▶ _Directions for this task_:
Your task is to give the listing below back word for word, pictures excluded.

┌──

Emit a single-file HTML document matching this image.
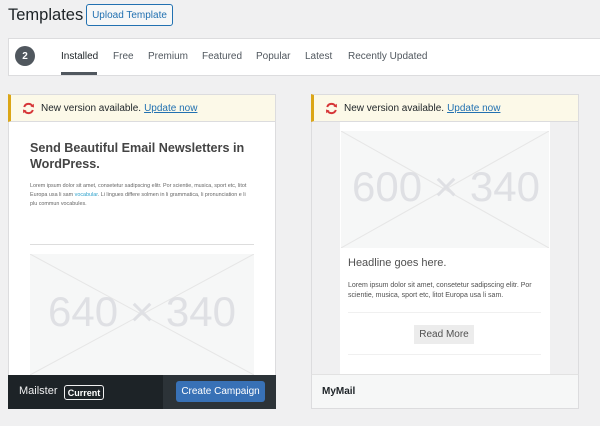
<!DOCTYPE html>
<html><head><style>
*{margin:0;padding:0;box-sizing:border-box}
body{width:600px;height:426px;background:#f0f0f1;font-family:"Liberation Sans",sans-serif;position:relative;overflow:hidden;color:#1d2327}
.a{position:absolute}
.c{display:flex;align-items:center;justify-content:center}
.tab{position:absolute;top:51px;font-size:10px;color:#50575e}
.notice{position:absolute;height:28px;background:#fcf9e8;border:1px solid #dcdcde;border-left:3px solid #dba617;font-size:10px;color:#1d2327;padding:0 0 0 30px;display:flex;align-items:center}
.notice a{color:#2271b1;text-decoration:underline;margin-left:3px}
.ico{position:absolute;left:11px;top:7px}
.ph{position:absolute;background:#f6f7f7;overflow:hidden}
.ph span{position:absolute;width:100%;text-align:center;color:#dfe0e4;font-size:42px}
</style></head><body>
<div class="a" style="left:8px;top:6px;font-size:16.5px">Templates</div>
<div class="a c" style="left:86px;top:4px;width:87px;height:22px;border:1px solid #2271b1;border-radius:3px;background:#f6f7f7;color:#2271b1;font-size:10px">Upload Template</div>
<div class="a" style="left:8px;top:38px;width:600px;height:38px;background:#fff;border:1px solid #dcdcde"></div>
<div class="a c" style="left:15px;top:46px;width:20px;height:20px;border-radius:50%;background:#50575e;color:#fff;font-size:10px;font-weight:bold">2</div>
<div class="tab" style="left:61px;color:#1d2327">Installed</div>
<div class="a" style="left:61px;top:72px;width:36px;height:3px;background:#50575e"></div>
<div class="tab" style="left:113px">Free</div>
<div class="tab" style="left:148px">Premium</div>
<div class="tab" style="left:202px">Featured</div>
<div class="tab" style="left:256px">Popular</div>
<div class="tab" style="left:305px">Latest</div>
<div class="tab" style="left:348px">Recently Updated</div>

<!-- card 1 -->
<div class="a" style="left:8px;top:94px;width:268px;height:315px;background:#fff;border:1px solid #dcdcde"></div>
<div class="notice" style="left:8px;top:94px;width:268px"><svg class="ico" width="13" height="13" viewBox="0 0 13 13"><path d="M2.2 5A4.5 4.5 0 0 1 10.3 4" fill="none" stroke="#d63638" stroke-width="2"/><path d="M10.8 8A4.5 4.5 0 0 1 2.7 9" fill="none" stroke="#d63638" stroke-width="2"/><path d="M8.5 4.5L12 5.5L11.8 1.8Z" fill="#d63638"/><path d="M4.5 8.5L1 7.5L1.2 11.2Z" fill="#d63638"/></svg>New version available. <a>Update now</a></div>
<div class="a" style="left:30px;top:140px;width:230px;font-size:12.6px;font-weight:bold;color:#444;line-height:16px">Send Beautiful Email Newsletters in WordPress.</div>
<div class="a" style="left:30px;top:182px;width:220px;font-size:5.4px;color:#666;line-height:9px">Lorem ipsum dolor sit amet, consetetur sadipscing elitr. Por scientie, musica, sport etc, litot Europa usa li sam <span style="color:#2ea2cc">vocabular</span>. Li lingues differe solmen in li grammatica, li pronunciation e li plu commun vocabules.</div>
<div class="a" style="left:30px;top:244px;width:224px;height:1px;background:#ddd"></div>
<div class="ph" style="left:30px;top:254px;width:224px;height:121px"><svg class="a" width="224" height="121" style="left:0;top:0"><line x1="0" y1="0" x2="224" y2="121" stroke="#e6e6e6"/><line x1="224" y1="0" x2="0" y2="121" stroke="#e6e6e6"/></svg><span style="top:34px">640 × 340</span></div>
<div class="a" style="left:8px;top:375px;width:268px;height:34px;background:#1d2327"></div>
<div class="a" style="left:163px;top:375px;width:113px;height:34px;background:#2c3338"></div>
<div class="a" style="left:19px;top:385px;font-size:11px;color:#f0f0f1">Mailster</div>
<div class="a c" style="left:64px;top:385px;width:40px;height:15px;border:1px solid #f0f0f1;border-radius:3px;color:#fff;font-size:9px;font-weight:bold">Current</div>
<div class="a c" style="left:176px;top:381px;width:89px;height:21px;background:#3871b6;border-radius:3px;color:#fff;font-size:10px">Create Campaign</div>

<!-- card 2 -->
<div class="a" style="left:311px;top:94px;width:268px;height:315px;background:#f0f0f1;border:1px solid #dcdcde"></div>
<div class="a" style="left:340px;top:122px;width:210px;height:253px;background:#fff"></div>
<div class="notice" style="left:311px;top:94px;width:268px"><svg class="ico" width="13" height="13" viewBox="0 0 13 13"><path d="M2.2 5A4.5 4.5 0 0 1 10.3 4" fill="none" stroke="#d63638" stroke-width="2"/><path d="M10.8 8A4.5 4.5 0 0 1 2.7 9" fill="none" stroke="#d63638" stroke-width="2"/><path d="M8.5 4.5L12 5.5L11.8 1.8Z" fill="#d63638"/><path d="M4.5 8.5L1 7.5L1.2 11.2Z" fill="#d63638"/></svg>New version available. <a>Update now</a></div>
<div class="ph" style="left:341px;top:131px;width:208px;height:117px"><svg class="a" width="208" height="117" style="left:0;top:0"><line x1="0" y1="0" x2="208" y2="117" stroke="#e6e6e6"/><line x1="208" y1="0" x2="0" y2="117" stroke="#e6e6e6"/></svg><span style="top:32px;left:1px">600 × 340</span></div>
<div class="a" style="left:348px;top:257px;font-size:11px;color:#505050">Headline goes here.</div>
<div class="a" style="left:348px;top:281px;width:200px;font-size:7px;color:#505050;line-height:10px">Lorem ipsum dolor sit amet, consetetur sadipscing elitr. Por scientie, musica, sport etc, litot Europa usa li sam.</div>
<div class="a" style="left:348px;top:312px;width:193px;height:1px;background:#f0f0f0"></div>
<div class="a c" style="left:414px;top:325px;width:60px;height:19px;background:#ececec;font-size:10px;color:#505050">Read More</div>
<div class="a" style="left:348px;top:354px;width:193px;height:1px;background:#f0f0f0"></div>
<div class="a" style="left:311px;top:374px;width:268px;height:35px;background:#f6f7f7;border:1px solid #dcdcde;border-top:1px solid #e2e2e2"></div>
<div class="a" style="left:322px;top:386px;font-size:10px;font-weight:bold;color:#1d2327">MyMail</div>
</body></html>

└──

▶ _Exercise solution_:
Emit a single-file HTML document matching this image.
<!DOCTYPE html>
<html><head><style>
*{margin:0;padding:0;box-sizing:border-box}
body{width:600px;height:426px;background:#f0f0f1;font-family:"Liberation Sans",sans-serif;position:relative;overflow:hidden;color:#1d2327}
.a{position:absolute}
.c{display:flex;align-items:center;justify-content:center}
.tab{position:absolute;top:51px;font-size:10px;color:#50575e}
.notice{position:absolute;height:28px;background:#fcf9e8;border:1px solid #dcdcde;border-left:3px solid #dba617;font-size:10px;color:#1d2327;padding:0 0 0 30px;display:flex;align-items:center}
.notice a{color:#2271b1;text-decoration:underline;margin-left:3px}
.ico{position:absolute;left:11px;top:7px}
.ph{position:absolute;background:#f6f7f7;overflow:hidden}
.ph span{position:absolute;width:100%;text-align:center;color:#dfe0e4;font-size:42px}
</style></head><body>
<div class="a" style="left:8px;top:6px;font-size:16.5px">Templates</div>
<div class="a c" style="left:86px;top:4px;width:87px;height:22px;border:1px solid #2271b1;border-radius:3px;background:#f6f7f7;color:#2271b1;font-size:10px">Upload Template</div>
<div class="a" style="left:8px;top:38px;width:600px;height:38px;background:#fff;border:1px solid #dcdcde"></div>
<div class="a c" style="left:15px;top:46px;width:20px;height:20px;border-radius:50%;background:#50575e;color:#fff;font-size:10px;font-weight:bold">2</div>
<div class="tab" style="left:61px;color:#1d2327">Installed</div>
<div class="a" style="left:61px;top:72px;width:36px;height:3px;background:#50575e"></div>
<div class="tab" style="left:113px">Free</div>
<div class="tab" style="left:148px">Premium</div>
<div class="tab" style="left:202px">Featured</div>
<div class="tab" style="left:256px">Popular</div>
<div class="tab" style="left:305px">Latest</div>
<div class="tab" style="left:348px">Recently Updated</div>

<!-- card 1 -->
<div class="a" style="left:8px;top:94px;width:268px;height:315px;background:#fff;border:1px solid #dcdcde"></div>
<div class="notice" style="left:8px;top:94px;width:268px"><svg class="ico" width="13" height="13" viewBox="0 0 13 13"><path d="M2.2 5A4.5 4.5 0 0 1 10.3 4" fill="none" stroke="#d63638" stroke-width="2"/><path d="M10.8 8A4.5 4.5 0 0 1 2.7 9" fill="none" stroke="#d63638" stroke-width="2"/><path d="M8.5 4.5L12 5.5L11.8 1.8Z" fill="#d63638"/><path d="M4.5 8.5L1 7.5L1.2 11.2Z" fill="#d63638"/></svg>New version available. <a>Update now</a></div>
<div class="a" style="left:30px;top:140px;width:230px;font-size:12.6px;font-weight:bold;color:#444;line-height:16px">Send Beautiful Email Newsletters in WordPress.</div>
<div class="a" style="left:30px;top:182px;width:220px;font-size:5.4px;color:#666;line-height:9px">Lorem ipsum dolor sit amet, consetetur sadipscing elitr. Por scientie, musica, sport etc, litot Europa usa li sam <span style="color:#2ea2cc">vocabular</span>. Li lingues differe solmen in li grammatica, li pronunciation e li plu commun vocabules.</div>
<div class="a" style="left:30px;top:244px;width:224px;height:1px;background:#ddd"></div>
<div class="ph" style="left:30px;top:254px;width:224px;height:121px"><svg class="a" width="224" height="121" style="left:0;top:0"><line x1="0" y1="0" x2="224" y2="121" stroke="#e6e6e6"/><line x1="224" y1="0" x2="0" y2="121" stroke="#e6e6e6"/></svg><span style="top:34px">640 × 340</span></div>
<div class="a" style="left:8px;top:375px;width:268px;height:34px;background:#1d2327"></div>
<div class="a" style="left:163px;top:375px;width:113px;height:34px;background:#2c3338"></div>
<div class="a" style="left:19px;top:385px;font-size:11px;color:#f0f0f1">Mailster</div>
<div class="a c" style="left:64px;top:385px;width:40px;height:15px;border:1px solid #f0f0f1;border-radius:3px;color:#fff;font-size:9px;font-weight:bold">Current</div>
<div class="a c" style="left:176px;top:381px;width:89px;height:21px;background:#3871b6;border-radius:3px;color:#fff;font-size:10px">Create Campaign</div>

<!-- card 2 -->
<div class="a" style="left:311px;top:94px;width:268px;height:315px;background:#f0f0f1;border:1px solid #dcdcde"></div>
<div class="a" style="left:340px;top:122px;width:210px;height:253px;background:#fff"></div>
<div class="notice" style="left:311px;top:94px;width:268px"><svg class="ico" width="13" height="13" viewBox="0 0 13 13"><path d="M2.2 5A4.5 4.5 0 0 1 10.3 4" fill="none" stroke="#d63638" stroke-width="2"/><path d="M10.8 8A4.5 4.5 0 0 1 2.7 9" fill="none" stroke="#d63638" stroke-width="2"/><path d="M8.5 4.5L12 5.5L11.8 1.8Z" fill="#d63638"/><path d="M4.5 8.5L1 7.5L1.2 11.2Z" fill="#d63638"/></svg>New version available. <a>Update now</a></div>
<div class="ph" style="left:341px;top:131px;width:208px;height:117px"><svg class="a" width="208" height="117" style="left:0;top:0"><line x1="0" y1="0" x2="208" y2="117" stroke="#e6e6e6"/><line x1="208" y1="0" x2="0" y2="117" stroke="#e6e6e6"/></svg><span style="top:32px;left:1px">600 × 340</span></div>
<div class="a" style="left:348px;top:257px;font-size:11px;color:#505050">Headline goes here.</div>
<div class="a" style="left:348px;top:281px;width:200px;font-size:7px;color:#505050;line-height:10px">Lorem ipsum dolor sit amet, consetetur sadipscing elitr. Por scientie, musica, sport etc, litot Europa usa li sam.</div>
<div class="a" style="left:348px;top:312px;width:193px;height:1px;background:#f0f0f0"></div>
<div class="a c" style="left:414px;top:325px;width:60px;height:19px;background:#ececec;font-size:10px;color:#505050">Read More</div>
<div class="a" style="left:348px;top:354px;width:193px;height:1px;background:#f0f0f0"></div>
<div class="a" style="left:311px;top:374px;width:268px;height:35px;background:#f6f7f7;border:1px solid #dcdcde;border-top:1px solid #e2e2e2"></div>
<div class="a" style="left:322px;top:386px;font-size:10px;font-weight:bold;color:#1d2327">MyMail</div>
</body></html>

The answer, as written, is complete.